Curation is never finished. Questions cycle back for review, new curators enter the pool, old endorsements age out, and interpretive assumptions are periodically re-examined. This prevents:

  • Dataset fossilization
  • Early-adopter dominance
  • Silent doctrinal drift
  • Permanent canonization of interpretive assumptions

Temporal Decay

Endorsements expire after 3-5 years. Expired endorsements remain visible as "historical" markers, but questions automatically re-enter the review pool. This ensures the corpus stays alive and responsive to new scholarship, diverse perspectives, and evolving theological conversation.

Who Can Become a Curator?

Curators must fall into at least one of these categories:

  • Ordained clergy with active ministry credentials
  • Seminary faculty or alumni with advanced theological degrees (M.Div, Th.M, Ph.D, etc.)
  • Published biblical scholars with peer-reviewed work
  • Church leaders with formal theological training

Verification Process

Trellis: Christ uses a hybrid verification model prioritizing transparency over centralized credential policing:

  • Self-submitted credentials with supporting documentation
  • Public or semi-public curator profiles
  • Optional anonymity with private verification dossier
  • Institutional partnerships where available
  • Community accountability through visible attribution

Theological Diversity

Curators represent diverse Christian traditions including but not limited to: Eastern Orthodox, Roman Catholic, Anglican, Reformed, Wesleyan, Baptist, Pentecostal, non-denominational, and others. Geographic and disciplinary diversity is actively tracked and encouraged.

Recognition & Incentives

Curators are not paid. Incentives are reputational and missional:

  • Public curator profiles with attribution on questions
  • "Meet the Curators" featured section
  • Optional curator essays and theological reflections
  • Contribution to a long-term theological commons
  • Influence without platform capture or brand dilution

Anti-Capture Mechanisms

The curation system includes hard-coded safeguards to prevent any individual, tradition, or era from dominating the question corpus.
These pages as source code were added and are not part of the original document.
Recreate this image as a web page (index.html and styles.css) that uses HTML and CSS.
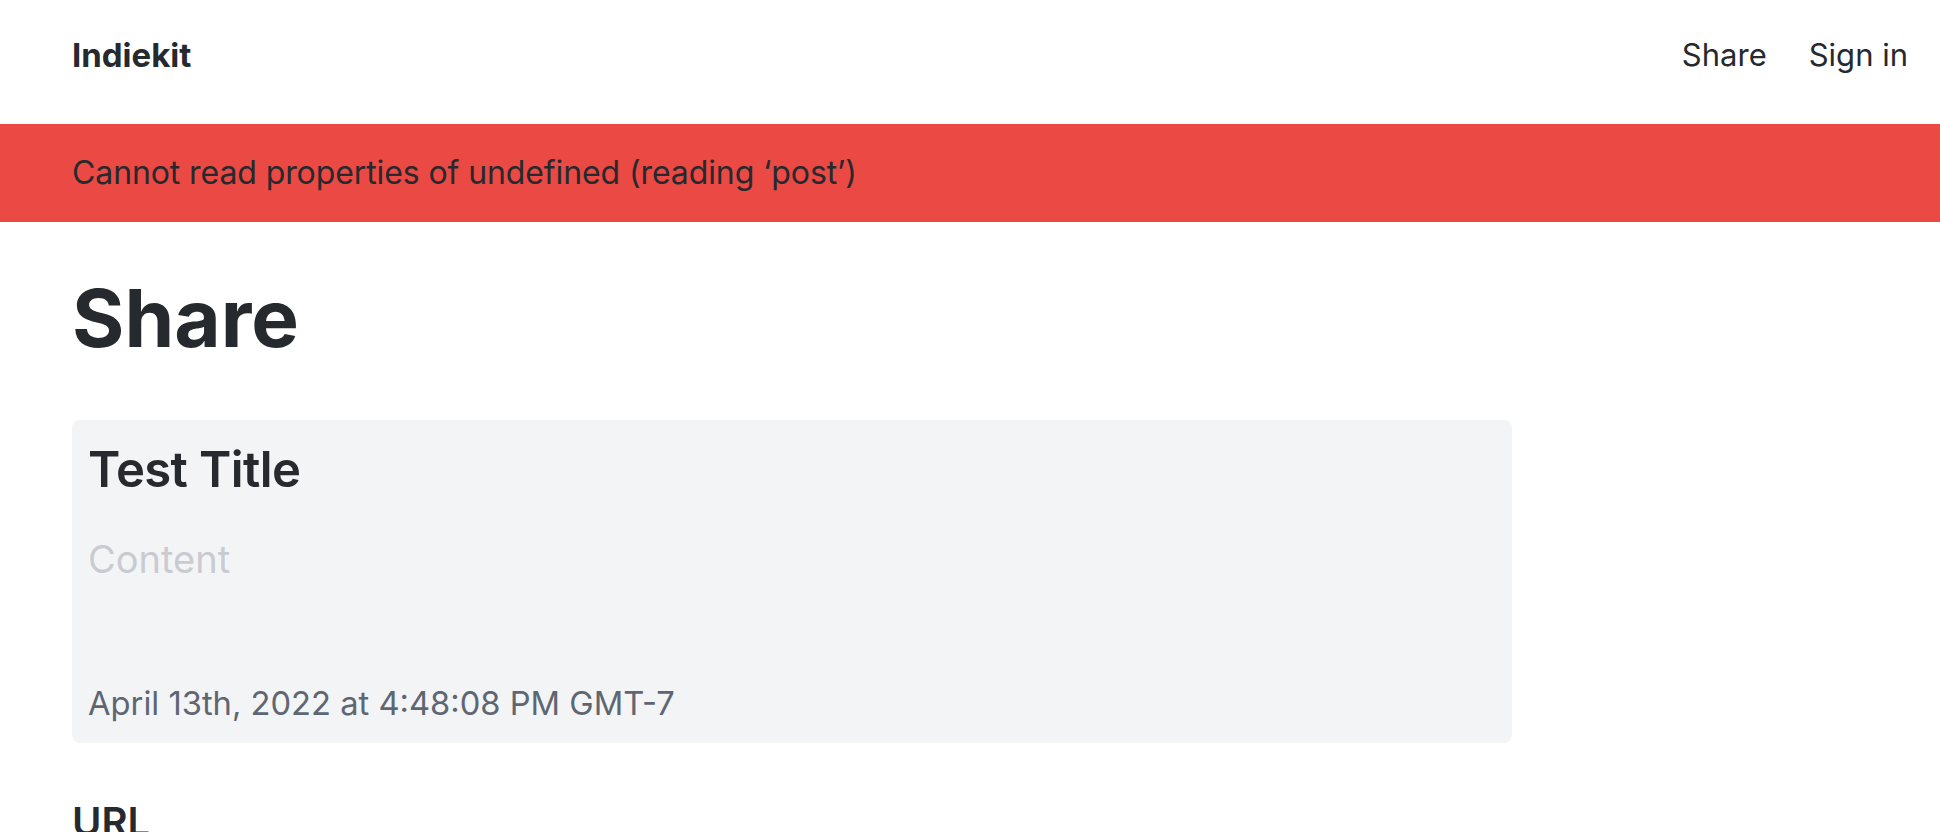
FILE: index.html
```html
<!DOCTYPE html>
<html lang="en">
<head>
<meta charset="utf-8">
<title>Share - Indiekit</title>
<link rel="stylesheet" href="styles.css">
</head>
<body>
<header class="header">
  <a class="brand" href="#">Indiekit</a>
  <nav class="nav">
    <a class="nav-link" href="#">Share</a>
    <a class="nav-link" href="#">Sign in</a>
  </nav>
</header>
<div class="notice">Cannot read properties of undefined (reading ‘post’)</div>
<main class="main">
  <h1 class="page-title">Share</h1>
  <article class="preview">
    <h2 class="preview-title">Test Title</h2>
    <div class="preview-content">Content</div>
    <time class="preview-date">April 13th, 2022 at 4:48:08 PM GMT-7</time>
  </article>
  <label class="field-label">URL</label>
</main>
</body>
</html>
```
FILE: styles.css
```css
html, body {
  margin: 0;
  padding: 0;
  background: #ffffff;
}
body {
  font-family: Inter, "Noto Sans", "Liberation Sans", sans-serif;
  color: #26292e;
  overflow: hidden;
  height: 832px;
}
a {
  color: inherit;
  text-decoration: none;
}
.header {
  box-sizing: border-box;
  height: 124px;
  padding: 35px 32px 0 72px;
  display: flex;
  justify-content: space-between;
  align-items: flex-start;
}
.brand {
  font-size: 33px;
  line-height: 40px;
  font-weight: 700;
}
.nav {
  display: flex;
  gap: 42px;
}
.nav-link {
  font-size: 31px;
  line-height: 40px;
  font-weight: 400;
}
.notice {
  box-sizing: border-box;
  height: 98px;
  padding: 29px 72px;
  background: #ea4a43;
  font-size: 32px;
  line-height: 40px;
  letter-spacing: -0.1px;
  color: #26292e;
}
.main {
  padding: 48px 72px 0 72px;
}
.page-title {
  margin: 0;
  font-size: 80px;
  line-height: 96px;
  font-weight: 700;
}
.preview {
  box-sizing: border-box;
  margin-top: 54px;
  width: 1440px;
  min-height: 323px;
  padding: 18px 18px 19px 16px;
  background: #f3f4f6;
  border-radius: 8px;
  display: flex;
  flex-direction: column;
}
.preview-title {
  margin: 0;
  font-size: 49px;
  line-height: 64px;
  font-weight: 600;
  letter-spacing: -0.6px;
}
.preview-content {
  margin-top: 28px;
  min-height: 153px;
  font-size: 38px;
  line-height: 58px;
  color: #c9cbd1;
}
.preview-date {
  display: block;
  font-size: 32.7px;
  line-height: 41px;
  color: #5f6672;
}
.field-label {
  display: block;
  margin-top: 55px;
  font-size: 40px;
  line-height: 48px;
  font-weight: 600;
}
```
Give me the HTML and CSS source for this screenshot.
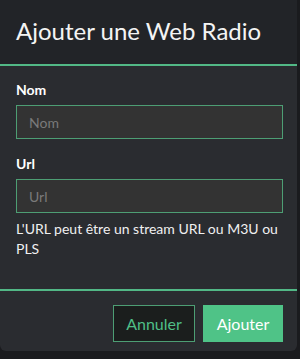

Hard Caps (Non-Negotiable)

Per curator, per monthly cycle:

  • Total endorsements: 50 maximum per month (600 annually)
  • Per book: ≤200 endorsements total per book across all time
  • Per module: ≤40% of their monthly endorsements in any single module

These caps are enforced by the system, not social norms. Monthly limits with per-book lifetime caps ensure sustainable curation at scale without requiring an unrealistic number of curators. Limited endorsements increase the weight of each approval and prevent endorsement fatigue.

Diversity Constraints

  • No more than 2 endorsements from the same theological tradition per question
  • Tradition labels are curator-declared and publicly visible
  • Geographic and disciplinary diversity tracked over time
  • System alerts when diversity thresholds aren't being met

Scribe Authority

Trellis is independently built and maintained. To protect the quality and integrity of the platform, the Scribe retains limited authority to intervene when necessary.

This authority is structural, not theological. It exists to preserve fair process, prevent misuse, and ensure the system functions as intended.

The Scribe may:

  • Remove endorsements when appropriate
  • Pause or reopen questions if review or curation processes are compromised
  • Revoke curator access for cause, with an available appeals process
  • Address attempts to manipulate, capture, or game the system
  • Step into contested discussions to clarify process and prevent unproductive escalation

Interventions are intended to be rare, transparent, and focused solely on maintaining the integrity and purpose of the platform.

Community Accountability

Users can flag questions or curator behavior. Flags trigger review (not automatic removal) and pattern-based monitoring looks for systemic issues over one-off complaints. All curator activity is logged and subject to audit.

Why This Matters

Biblical engagement requires both careful scholarship and humble disagreement. The curation system ensures that questions are:

  • Theologically responsible across traditions
  • Historically informed and contextually aware
  • Fair to diverse interpretive perspectives
  • Clear without being reductionist
  • Challenging without being trick questions

By requiring multi-tradition consensus with explicit diversity constraints, we protect against doctrinal monoculture while maintaining high standards for biblical fidelity.

What This Is Not

Community Curation explicitly avoids:

  • Crowd-sourced theology or voting systems
  • Invisible gatekeeping by hidden algorithms
  • Single-tradition dominance or denominational capture
  • Scribe absolutism or unilateral doctrinal control
  • Permanent canonization of interpretive assumptions
  • Speed-over-care question approval processes

This system is designed for longevity and trust, not rapid scaling or popularity metrics. The goal is a question corpus that users can trust even when they disagree with specific interpretive choices.